CH-7 or No. 7 (jp: 第七号駆潜艇) was a of the Imperial Japanese Navy during World War II.

==History==
CH-7 was laid down on 30 October 1937 at the Yokohama shipyard of Tsurumi Iron Works, launched on 10 June 1938, and completed and commissioned on 15 November 1938. On 8 December 1941, she was assigned to Sub Chaser Division 11 (SCD 11) under Commandeer Hayashi Risaku, 9th Base Force, Southern Expeditionary Fleet. CH-8 and CH-9 were also assigned to the squadron.

===Invasion of Borneo===
In November 1941, she was assigned to the Borneo Invasion Group (under Rear Admiral Kurita Takeo), code-named "Operation B" (the invasion of British Borneo). The force consisted of five Imperial Japanese Army transports carrying the 25th Army (Katori Maru, Hiyoshi Maru, Myoho Maru, Kenkon Maru, and Nichiran Maru); and five Imperial Japanese Navy transports (Hokkai Maru carrying the No.2 Yokosuka Special Naval Landing Force, Tonan Maru No 3 carrying the 4th Naval Construction Unit, and three transports carrying equipment and supplies, Unyo Maru No. 2, Kamikawa Maru, and Mitakesan Maru). The force was escorted by CH-7 along with and two minesweepers (W-3 and W-6) while two heavy cruisers (), two light cruisers ( and ), six destroyers (, , , , ), provided distant cover; and a seaplane tender provided air support. On 13 December 1941, the convoy left Cam Ranh Bay, Indochina (Mitakesan Maru is later detached to deliver supplies to the Philippines). On 15 December 1941, the transports arrived and disembarked their troops unopposed at Seria, Miri, and Lutong, successfully occupying the airfields and oil wells. On 17 December 1941, the destroyer Shinonome was sunk by a Dutch Dornier Do 24 flying-boat flying from Tarakan. CH-7 remained at Miri with one battalion of the 25th Army while the rest of the force departed on 22 December 1941 to occupy Kuching. On 25 December 1941, CH-7 left Miri arriving at Kuching on 26 December 1941.
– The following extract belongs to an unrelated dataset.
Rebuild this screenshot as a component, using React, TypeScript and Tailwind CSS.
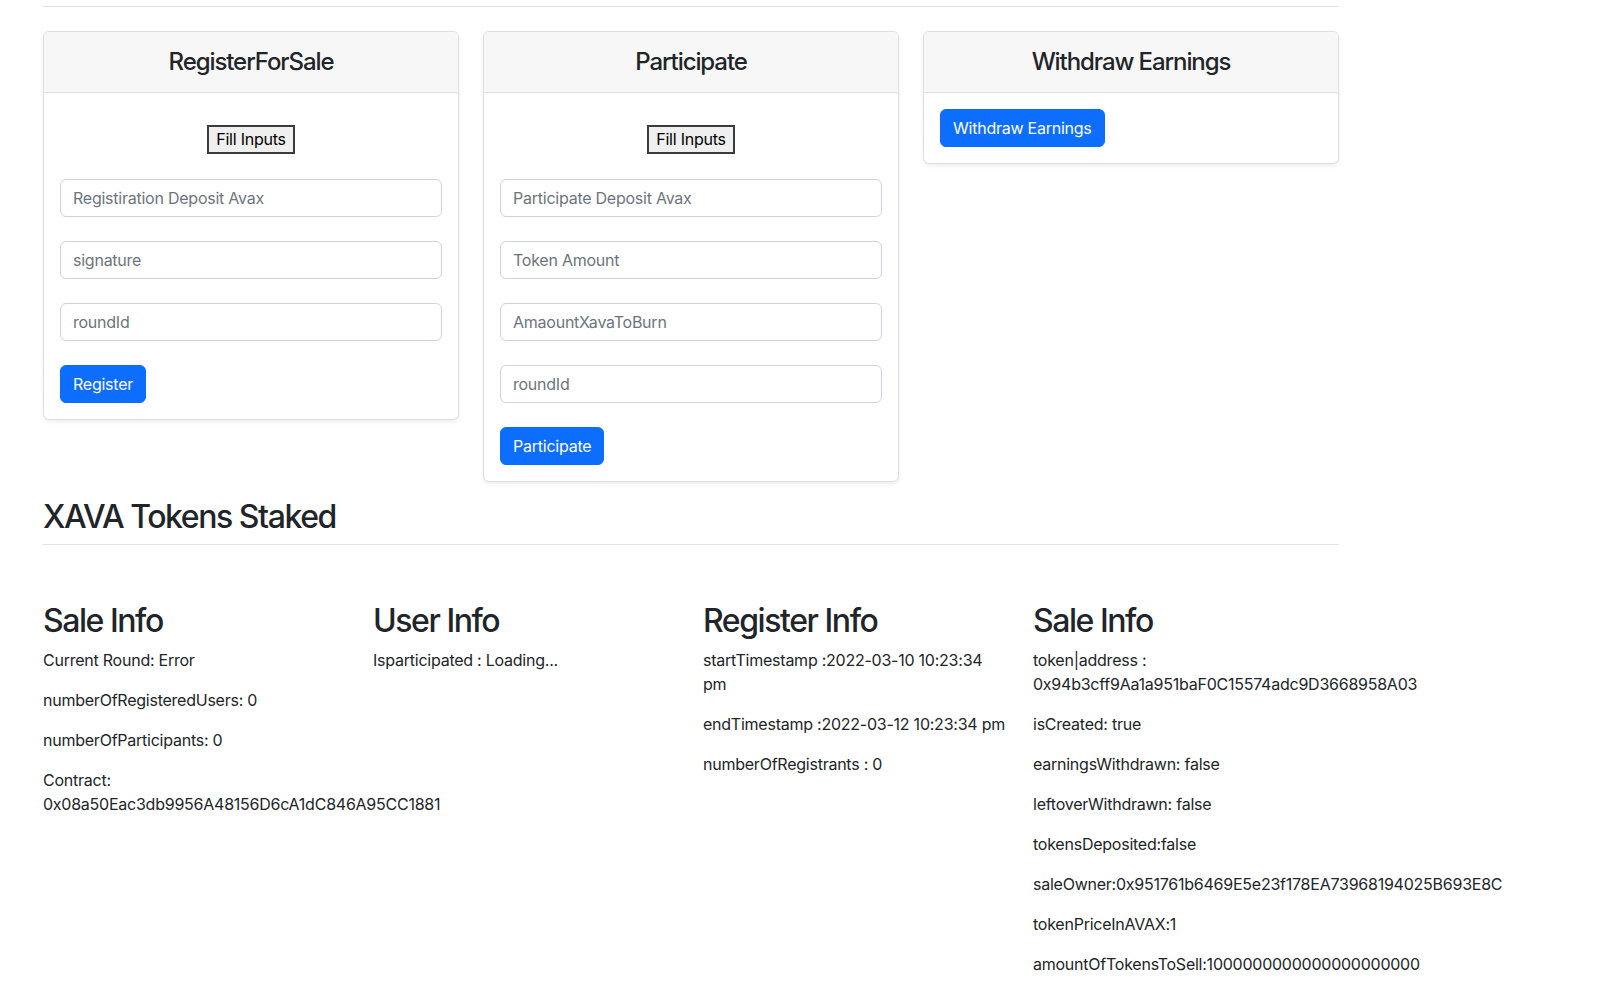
import React from "react";

// --- Types ---
interface FieldCard {
  title: string;
  fields: string[];
  action: string;
}

const formCards: FieldCard[] = [
  {
    title: "RegisterForSale",
    fields: ["Registiration Deposit Avax", "signature", "roundId"],
    action: "Register",
  },
  {
    title: "Participate",
    fields: ["Participate Deposit Avax", "Token Amount", "AmaountXavaToBurn", "roundId"],
    action: "Participate",
  },
];

const infoColumns: { title: string; lines: string[] }[] = [
  {
    title: "Sale Info",
    lines: [
      "Current Round: Error",
      "numberOfRegisteredUsers: 0",
      "numberOfParticipants: 0",
      "Contract: 0x08a50Eac3db9956A48156D6cA1dC846A95CC1881",
    ],
  },
  {
    title: "User Info",
    lines: ["Isparticipated : Loading..."],
  },
  {
    title: "Register Info",
    lines: [
      "startTimestamp :2022-03-10 10:23:34 pm",
      "endTimestamp :2022-03-12 10:23:34 pm",
      "numberOfRegistrants : 0",
    ],
  },
  {
    title: "Sale Info",
    lines: [
      "token|address : 0x94b3cff9Aa1a951baF0C15574adc9D3668958A03",
      "isCreated: true",
      "earningsWithdrawn: false",
      "leftoverWithdrawn: false",
      "tokensDeposited:false",
      "saleOwner:0x951761b6469E5e23f178EA73968194025B693E8C",
      "tokenPriceInAVAX:1",
      "amountOfTokensToSell:1000000000000000000000",
    ],
  },
];

function PrimaryButton({ label }: { label: string }) {
  return (
    <button className="h-[38px] px-3 rounded-[6px] bg-[#0d6efd] text-white text-base leading-6 border border-[#0d6efd]">
      {label}
    </button>
  );
}

function Card({ title, children }: { title: string; children: React.ReactNode }) {
  return (
    <div className="bg-white border border-[#dfdfdf] rounded-[6px] shadow-[0_2px_4px_rgba(0,0,0,0.075)] overflow-hidden">
      <div className="bg-[#f7f7f7] border-b border-[#dfdfdf] pt-4 pb-[15px] text-center">
        <h4 className="text-2xl leading-[1.2] font-medium tracking-[-0.045em] text-[#212529]">{title}</h4>
      </div>
      <div className="p-4">{children}</div>
    </div>
  );
}

function FormCard({ data }: { data: FieldCard }) {
  return (
    <Card title={data.title}>
      <div className="flex justify-center mt-4 mb-[25px]">
        <button className="h-[29px] px-[7px] border-2 border-[#3b3b3b] bg-[#efefef] text-base leading-5 text-black">
          Fill Inputs
        </button>
      </div>
      {data.fields.map((f, i) => (
        <input
          key={i}
          placeholder={f}
          className="block w-full h-[38px] mb-6 px-3 border border-[#ced4da] rounded-[6px] text-base tracking-[-0.015em] text-[#212529] placeholder:text-[#6c757d] outline-none"
        />
      ))}
      <PrimaryButton label={data.action} />
    </Card>
  );
}

export default function App() {
  return (
    <div className="min-h-screen bg-white text-[#212529] font-['Inter','Noto_Sans',sans-serif] tracking-[-0.015em] pt-[6px]">
      <div className="ml-[43px] w-[1296px]">
        <hr className="border-t border-[#e2e3e4] mb-6" />

        {/* Action cards */}
        <div className="grid grid-cols-3 gap-6 items-start">
          {formCards.map((c, i) => (
            <FormCard key={i} data={c} />
          ))}
          <Card title="Withdraw Earnings">
            <PrimaryButton label="Withdraw Earnings" />
          </Card>
        </div>

        {/* Staking section */}
        <h2 className="mt-4 text-[32px] leading-[1.2] font-medium tracking-[-0.045em]">XAVA Tokens Staked</h2>
        <hr className="border-t border-[#e2e3e4] mt-2" />

        <div className="grid grid-cols-4 gap-6 mt-[57px]">
          {infoColumns.map((col, i) => (
            <div key={i}>
              <h2 className="text-[32px] leading-[1.2] font-medium tracking-[-0.045em] mb-[7px]">{col.title}</h2>
              {col.lines.map((l, j) => (
                <p key={j} className="text-base leading-6 mb-4">
                  {l}
                </p>
              ))}
            </div>
          ))}
        </div>
      </div>
    </div>
  );
}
===Invasion of Palembang and Banka Island===
On 9 February 1942, she departed Camranh Bay as part of "Operation L" tasked with the invasion and occupation of Palembang and Banka Island, Sumatra. The invasion force consisted of eight transports escorted by subchasers, CH-7 and CH-8; light cruiser Sendai; destroyers Fubuki, Hatsuyuki, Shirayuki, and Asagiri; and minesweepers W-1, W-2, W-3, W-4 and W-5.

===Invasion of Northern Sumatra===
On 10 March 1942, she departed Singapore as part of "Operation T" tasked with the invasion and occupation of Northern Sumatra. The invasion force consisted of 4 convoys carrying 22,000 soldiers including the Imperial Guards Division. CH-7 served as escort along with section 1 of Minesweeper Division 44 for one of the convoys consisting of the minelayer Hatsutaka, submarine tender Nagoya Maru, and eight transports. The force reached Sumatra unmolested on 12 March 1942 as Allied air and naval power had been severely reduced after the Battle of the Java Sea and the Dutch East Indies campaign.
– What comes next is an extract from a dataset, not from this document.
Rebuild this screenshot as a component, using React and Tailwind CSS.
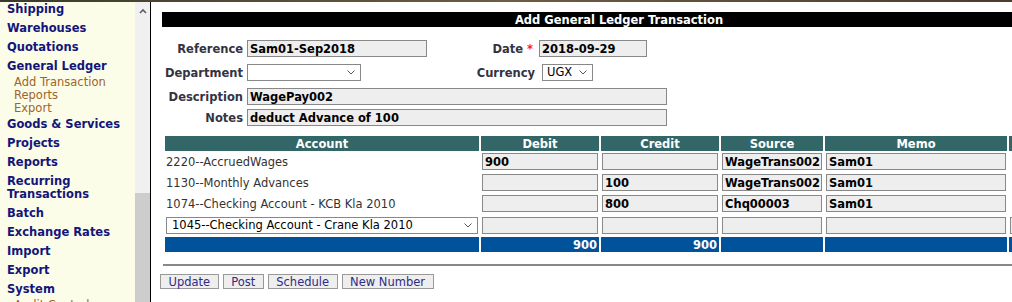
const menu = [
  { t: "Shipping" },
  { t: "Warehouses" },
  { t: "Quotations" },
  { t: "General Ledger", sub: ["Add Transaction", "Reports", "Export"] },
  { t: "Goods & Services" },
  { t: "Projects" },
  { t: "Reports" },
  { t: "Recurring Transactions" },
  { t: "Batch" },
  { t: "Exchange Rates" },
  { t: "Import" },
  { t: "Export" },
  { t: "System", sub: ["Audit Control"] },
];

const lines = [
  { account: "2220--AccruedWages", debit: "900", credit: "", source: "WageTrans002", memo: "Sam01" },
  { account: "1130--Monthly Advances", debit: "", credit: "100", source: "WageTrans002", memo: "Sam01" },
  { account: "1074--Checking Account - KCB Kla 2010", debit: "", credit: "800", source: "Chq00003", memo: "Sam01" },
];

function Chevron() {
  return (
    <svg width="8" height="5" viewBox="0 0 8 5" className="shrink-0">
      <polyline points="0.5,0.5 4,4 7.5,0.5" fill="none" stroke="#555" strokeWidth="1" />
    </svg>
  );
}

function Field({ value, className = "" }) {
  return (
    <div className={`h-[17px] border border-[#888] bg-[#eee] pl-[2px] font-bold text-black leading-[16px] whitespace-nowrap overflow-hidden ${className}`}>
      {value}
    </div>
  );
}

function Select({ value, className = "" }) {
  return (
    <div className={`h-[17px] border border-[#888] bg-white flex items-center justify-between pl-[4px] pr-[5px] text-black whitespace-nowrap ${className}`}>
      <span>{value}</span>
      <Chevron />
    </div>
  );
}

function Label({ children, className = "w-[81px]" }) {
  return <div className={`text-right font-bold text-[#333344] leading-[18px] whitespace-nowrap ${className}`}>{children}</div>;
}

export default function App() {
  return (
    <div className="w-[1012px] h-[302px] overflow-hidden bg-white font-['DejaVu_Sans',sans-serif] text-[11.5px] flex flex-col">
      <div className="h-[2px] shrink-0 bg-gradient-to-r from-[#3a3a2c] via-[#6e5c44] to-[#4a3c2e]" />
      <div className="flex flex-1 min-h-0">
        <aside className="w-[135px] shrink-0 bg-[#fbfde8] overflow-hidden">
          <div className="-mt-[2.5px] pr-[4px]">
            {menu.map((m, i) => (
              <div key={i}>
                <div className="px-[7px] py-[3px] leading-[13px] font-bold text-[#14147a]">{m.t}</div>
                {m.sub &&
                  m.sub.map((s) => (
                    <div key={s} className="pl-[14px] leading-[13px] text-[#a0642d]">
                      {s}
                    </div>
                  ))}
              </div>
            ))}
          </div>
        </aside>

        <div className="w-[15px] shrink-0 flex flex-col bg-[#f0f0f0]">
          <div className="h-[191px] flex justify-center pt-[6px]">
            <svg width="8" height="6" viewBox="0 0 8 6">
              <polyline points="1,5 4,2 7,5" fill="none" stroke="#606060" strokeWidth="1.6" />
            </svg>
          </div>
          <div className="flex-1 bg-[#cdcdcd]" />
        </div>
        <div className="w-px shrink-0 bg-black" />

        <main className="flex-1 min-w-0 overflow-hidden pl-[11px] pt-[10px]">
          <div className="w-[914px]">
            <div className="h-[15px] bg-black text-white font-bold text-center leading-[16px]">
              Add General Ledger Transaction
            </div>

            <div className="mt-[13px] flex h-[17px]">
              <Label>Reference</Label>
              <Field value="Sam01-Sep2018" className="ml-[4px] w-[180px]" />
              <Label className="w-[106px]">
                Date <span className="text-[#ff2020]">*</span>
              </Label>
              <Field value="2018-09-29" className="ml-[6px] w-[108px]" />
            </div>

            <div className="mt-[7px] flex h-[17px]">
              <Label>Department</Label>
              <Select value="" className="ml-[4px] w-[114px]" />
              <Label className="w-[174px]">Currency</Label>
              <Select value="UGX" className="ml-[7px] w-[51px]" />
            </div>

            <div className="mt-[7px] flex h-[17px]">
              <Label>Description</Label>
              <Field value="WagePay002" className="ml-[4px] w-[420px]" />
            </div>

            <div className="mt-[4px] flex h-[17px]">
              <Label>Notes</Label>
              <Field value="deduct Advance of 100" className="ml-[4px] w-[420px]" />
            </div>

            <div className="mt-[10px] ml-[3px] grid grid-cols-[314px_118px_118px_102px_182px_80px] gap-[2px]">
              {["Account", "Debit", "Credit", "Source", "Memo", ""].map((h, i) => (
                <div key={i} className="h-[15px] bg-[#336666] text-white font-bold text-center leading-[16px]">
                  {h}
                </div>
              ))}

              {lines.map((l, i) => [
                <div key={`a${i}`} className="h-[19px] leading-[18px] pl-[1px] text-[#333] whitespace-nowrap">
                  {l.account}
                </div>,
                <div key={`d${i}`} className="h-[19px] px-[1px]"><Field value={l.debit} /></div>,
                <div key={`c${i}`} className="h-[19px] px-[1px]"><Field value={l.credit} /></div>,
                <div key={`s${i}`} className="h-[19px] px-[1px]"><Field value={l.source} /></div>,
                <div key={`m${i}`} className="h-[19px] px-[1px]"><Field value={l.memo} /></div>,
                <div key={`x${i}`} className="h-[19px]" />,
              ])}

              <div className="h-[19px] pt-[1px] px-[1px]">
                <Select value="1045--Checking Account - Crane Kla 2010" className="pl-[5px]" />
              </div>
              <div className="h-[19px] pt-[1px] px-[1px]"><Field value="" /></div>
              <div className="h-[19px] pt-[1px] px-[1px]"><Field value="" /></div>
              <div className="h-[19px] pt-[1px] px-[1px]"><Field value="" /></div>
              <div className="h-[19px] pt-[1px] px-[1px]"><Field value="" /></div>
              <div className="h-[19px] pt-[1px] px-[1px]"><Field value="" /></div>

              {["", "900", "900", "", "", ""].map((v, i) => (
                <div key={`t${i}`} className="h-[15px] bg-[#00529b] text-white font-bold text-right pr-[2px] leading-[16px]">
                  {v}
                </div>
              ))}
            </div>

            <div className="mt-[12px] ml-[1px] h-[2px] bg-[#888]" />

            <div className="mt-[8px] -ml-[2px] flex gap-[4px]">
              {["Update", "Post", "Schedule", "New Number"].map((b) => (
                <div key={b} className="h-[15px] border border-[#999] bg-[#eee] px-[7.5px] text-[#2e2a8a] leading-[14px]">
                  {b}
                </div>
              ))}
            </div>
          </div>
        </main>
      </div>
    </div>
  );
}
===Reinforcement of Burma===
On 19 March 1942, she departed Camranh Bay as part of "Operation U" tasked with the reinforcement of Japanese troops in Burma. The convoy is escorted by subchasers CH-7 and CH-8 along with a light cruiser Kashii (which serves as flagship), five destroyers (Shikinami, Asakaze, Harukaze, Hatakaze, and Matsukaze); an escort ship (Shimushu); a minelayer (Hatsutaka), 3 minesweepers (W-1, W-3, W-4); the 91st Subchaser Division (AN Choko Maru, PC Shonan Maru No. 5, PC Shonan Maru No. 7); a gunboat (Eiko Maru); an Ōtori-class torpedo boat (Kari), and an auxiliary gunboat (Kosho Maru). The warships escorted the First Burma Transport Convoy consisting of 32 transports carrying the main body of the Imperial Japanese Army's 56th Division.

===Interim===
On 14 July 1942, CH-7 is assigned along with CH-8 and CH-9 to Submarine Chaser Division 11, 10th Special Base Force, 1st Southern Expeditionary Fleet, Southwest Area Fleet. She conducts various escort duties throughout southeast Asia primarily in the waters surrounding Vietnam, Indonesia, Singapore, and Malaysia.

===Convoy Mashi-03===
On 7 November 1944, she departed Manila for Singapore with CH-8 as escort for convoy MASHI-03 consisting of tankers Nichinan Maru No. 2 and Shimotsu Maru. On 8 November 1944, Nichinan Maru No. 2 was torpedoed and sunk by the USS Redfin (killing 86). On 9 November 1944, Shimotsu Maru was torpedoed and sunk by the USS Barbero (killing 39). The convoy was dissolved.

==Fate==
On 11 April 1945 while conducting escort duty for auxiliary transport Agata Maru in the Andaman Sea 11 miles north east of the Nicobar Islands, she was attacked by Consolidated B-24 Liberator bombers of the Royal Air Force's No. 203 Squadron. Both ships were sunk at . CH-7 was removed from the Navy list on 25 May 1945.